Una fase estremamente soddisfacente del suo lavoro, secondo Pezzolla, è proprio la personalizzazione degli strumenti in base alle esigenze del musicista. Gli è capitato di adattare strumenti per persone disabili o per bambini le cui dita erano troppo corte per le normali dimensioni dei tasti o delle chiavi: il piacere che prova consentendo a qualcuno di suonare, facendogli superare i limiti fisici, lo appaga e lo motiva a continuare nell’attività che, per quanto appena iniziata, già può contare su di un bacino di clienti che si estende ben oltre i confini regionali pugliesi.
Alla domanda se si senta più artista o più artigiano risponde senza tentennare: “Sicuramente più artigiano. Anzi, adesso che ci penso, mi sento proprio un meccanico degli strumenti. Da questo punto di vista, sono la pecora nera della famiglia, visto che ho abbandonato da un po’ l’attività concertistica per dedicarmi al progetto della rigenerazione degli strumenti e per poter investire tempo ed energie nel laboratorio”. E da meccanico ragiona quando dice che “Uno strumento musicale è come una macchina: ogni anno ha bisogno di manutenzione ordinaria, ogni cinque o sei anni ha bisogno di un intervento un po’ più drastico. Io non ho mai sopportato il concetto di strumento “usa e getta” e trovo sbagliato che in conservatorio ci venga insegnata la musica ma non come prenderci cura dei nostri strumenti. È questo il motivo per il quale spero di poter realizzare, in un futuro non troppo lontano, dei laboratori mirati proprio alla formazione in tema di minima manutenzione, in modo che ogni musicista sia autonomo”.

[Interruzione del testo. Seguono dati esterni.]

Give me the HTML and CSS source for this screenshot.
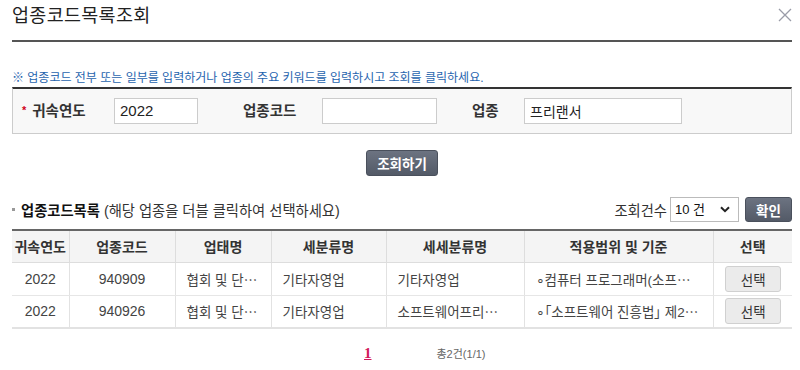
FILE: index.html
```html
<!DOCTYPE html>
<html lang="ko">
<head>
<meta charset="utf-8">
<title>업종코드목록조회</title>
<link rel="stylesheet" href="styles.css">
</head>
<body>
<div class="dialog">
  <div class="dlg-head">
    <h1 class="dlg-title">업종코드목록조회</h1>
    <button class="dlg-close" aria-label="닫기">
      <svg width="14" height="14" viewBox="0 0 14 14"><path d="M1 1L13 13M13 1L1 13" stroke="#9a9ca8" stroke-width="1.3" fill="none"/></svg>
    </button>
  </div>

  <p class="notice">※ 업종코드 전부 또는 일부를 입력하거나 업종의 주요 키워드를 입력하시고 조회를 클릭하세요.</p>

  <div class="search-box">
    <label class="lbl lbl-year"><span class="req">*</span>귀속연도</label>
    <input class="inp inp-year" type="text" value="2022">
    <label class="lbl lbl-code">업종코드</label>
    <input class="inp inp-code" type="text" value="">
    <label class="lbl lbl-name">업종</label>
    <input class="inp inp-name" type="text" value="프리랜서">
  </div>

  <div class="search-actions">
    <button class="btn-dark btn-search">조회하기</button>
  </div>

  <div class="list-head">
    <div class="list-title"><span class="bullet"></span><strong>업종코드목록</strong> (해당 업종을 더블 클릭하여 선택하세요)</div>
    <div class="list-tools">
      <span class="cnt-label">조회건수</span>
      <div class="sel-wrap">
        <select class="sel"><option>10 건</option><option>20 건</option></select>
        <svg class="sel-arrow" width="10" height="7" viewBox="0 0 10 7"><path d="M1 1.2L5 5.2L9 1.2" stroke="#222" stroke-width="2" fill="none"/></svg>
      </div>
      <button class="btn-dark btn-ok">확인</button>
    </div>
  </div>

  <table class="grid">
    <colgroup>
      <col class="c1"><col class="c2"><col class="c3"><col class="c4"><col class="c5"><col class="c6"><col class="c7">
    </colgroup>
    <thead>
      <tr><th>귀속연도</th><th>업종코드</th><th>업태명</th><th>세분류명</th><th>세세분류명</th><th>적용범위 및 기준</th><th>선택</th></tr>
    </thead>
    <tbody>
      <tr>
        <td class="num">2022</td><td class="num">940909</td><td class="txt">협회 및 단⋯</td><td class="txt">기타자영업</td><td class="txt">기타자영업</td><td class="txt">∘컴퓨터 프로그래머(소프⋯</td><td class="sel-cell"><button class="btn-pick">선택</button></td>
      </tr>
      <tr>
        <td class="num">2022</td><td class="num">940926</td><td class="txt">협회 및 단⋯</td><td class="txt">기타자영업</td><td class="txt">소프트웨어프리⋯</td><td class="txt">∘「소프트웨어 진흥법」 제2⋯</td><td class="sel-cell"><button class="btn-pick">선택</button></td>
      </tr>
    </tbody>
  </table>

  <div class="pager">
    <a class="page-cur" href="#">1</a>
    <span class="page-total">총2건(1/1)</span>
  </div>
</div>
</body>
</html>
```

FILE: styles.css
```css
* { box-sizing: border-box; }
html, body { margin: 0; padding: 0; background: #fff; }
body {
  width: 800px;
  height: 370px;
  overflow: hidden;
  font-family: "Liberation Sans", "Noto Sans CJK KR", sans-serif;
  font-size: 13px;
  color: #333;
}
.dialog { padding: 0 8px 0 12px; }

.dlg-head {
  height: 42px;
  display: flex;
  justify-content: space-between;
  align-items: flex-start;
  border-bottom: 2px solid #555;
}
.dlg-title {
  margin: 0;
  font-size: 18.5px;
  font-weight: normal;
  line-height: 32px;
  color: #222;
  letter-spacing: 0.3px;
}
.dlg-close {
  border: 0;
  background: none;
  padding: 0;
  margin: 8px 0 0 0;
  width: 14px;
  height: 14px;
  line-height: 0;
  cursor: pointer;
}

.notice {
  margin: 28px 0 0 0;
  font-size: 12px;
  line-height: 17px;
  color: #1f64ae;
  white-space: nowrap;
}

.search-box {
  display: flex;
  align-items: center;
  height: 47px;
  padding: 0 0 1px 9px;
  background: #f8f8f8;
  border: 1px solid #ccc;
  border-top: 2px solid #333;
}
.lbl {
  display: flex;
  align-items: center;
  font-size: 14.5px;
  font-weight: bold;
  color: #333;
  line-height: 20px;
}
.req { color: #d0021b; margin-right: 6px; font-size: 11px; line-height: 11px; }
.lbl-year { width: 92px; }
.lbl-code { width: 79px; margin-left: 45px; }
.lbl-name { width: 52px; margin-left: 35px; }
.inp {
  height: 26px;
  border: 1px solid #ccc;
  background: #fff;
  padding: 0 5px;
  font-family: "Liberation Sans", "Noto Sans CJK KR", sans-serif;
  font-size: 14px;
  color: #222;
  outline: none;
}
.inp-year { width: 84px; font-size: 15px; }
.inp-code { width: 115px; }
.inp-name { width: 158px; }

.search-actions {
  display: flex;
  justify-content: center;
  margin-top: 16px;
}
.btn-dark {
  border: 1px solid #4a505c;
  border-radius: 3px;
  background: linear-gradient(#6c7381, #535a67);
  color: #fff;
  font-family: "Liberation Sans", "Noto Sans CJK KR", sans-serif;
  font-weight: bold;
  font-size: 13.5px;
  padding: 0;
  cursor: pointer;
}
.btn-search { width: 72px; height: 26px; }

.list-head {
  display: flex;
  justify-content: space-between;
  align-items: center;
  margin-top: 21px;
  height: 25px;
}
.list-title {
  display: flex;
  align-items: center;
  font-size: 14.3px;
  color: #333;
  white-space: pre;
}
.list-title strong { color: #111; }
.bullet {
  width: 3px;
  height: 3px;
  background: #999;
  margin-right: 6px;
}
.list-tools {
  display: flex;
  align-items: center;
}
.cnt-label { margin-right: 3px; color: #333; font-size: 14.3px; }
.sel-wrap { position: relative; width: 69px; height: 25px; }
.sel {
  appearance: none;
  -webkit-appearance: none;
  width: 69px;
  height: 25px;
  border: 1px solid #bbb;
  background: #fff;
  padding: 0 0 0 4px;
  font-family: "Liberation Sans", "Noto Sans CJK KR", sans-serif;
  font-size: 13px;
  color: #111;
}
.sel-arrow { position: absolute; right: 9px; top: 9px; pointer-events: none; }
.btn-ok { width: 47px; height: 25px; margin-left: 6px; }

.grid {
  width: 780px;
  margin-top: 7px;
  border-collapse: collapse;
  table-layout: fixed;
  border-top: 2px solid #666;
  border-bottom: 2px solid #e2e2e2;
}
.c1 { width: 57px; } .c2 { width: 106px; } .c3 { width: 96px; } .c4 { width: 115px; }
.c5 { width: 138px; } .c6 { width: 189px; } .c7 { width: 79px; }
.grid th {
  height: 32px;
  background: #f4f4f4;
  font-size: 14px;
  font-weight: bold;
  color: #333;
  text-align: center;
  border-left: 1px solid #ddd;
  border-bottom: 1px solid #ddd;
  padding: 0;
  white-space: nowrap;
}
.grid td {
  height: 33px;
  font-size: 13.5px;
  color: #444;
  border-left: 1px solid #e2e2e2;
  border-bottom: 1px solid #e6e6e6;
  white-space: nowrap;
  overflow: hidden;
  padding: 0 4px;
  font-feature-settings: "palt";
}
.grid th:first-child, .grid td:first-child { border-left: 0; }
.grid td.num { text-align: center; font-size: 14px; padding: 0; }
.grid td.txt { text-align: left; padding-left: 11px; }
.grid td.sel-cell { text-align: center; padding: 0; }
.btn-pick {
  width: 56px;
  height: 26px;
  border: 1px solid #d0d0d0;
  border-radius: 3px;
  background: #ebebeb;
  color: #333;
  font-family: "Liberation Sans", "Noto Sans CJK KR", sans-serif;
  font-size: 13.5px;
  padding: 0;
  margin-left: 1px;
  vertical-align: middle;
}

.pager {
  display: flex;
  align-items: center;
  margin-top: 15px;
  padding-left: 352px;
  height: 18px;
}
.page-cur {
  font-family: "Liberation Serif", serif;
  font-weight: bold;
  font-size: 15px;
  color: #d2185a;
  text-decoration: underline;
}
.page-total {
  margin-left: 65px;
  font-size: 11px;
  color: #666;
}
```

Ma non si ferma qui, il sogno di Gabriele Pezzolla: timidamente, azzarda di poter brevettare e vendere in tutto il mondo i piccoli “allenatori” per chi suona la tromba, da lui progettati e poi costruiti con la stampante 3d per aiutare i trombettisti ad esercitare la flessibilità del labbro e i muscoli delle dita. In modo ancor più esitante, fantastica di produzione artigianale di strumenti musicali, sul modello delle vecchie fabbriche che adesso in Italia non esistono più: “È ancora troppo presto per parlarne, ma quanto sarebbe bello se riuscissimo a rendere Mesagne un centro di riferimento a livello musicale? Io ci spero”, conclude.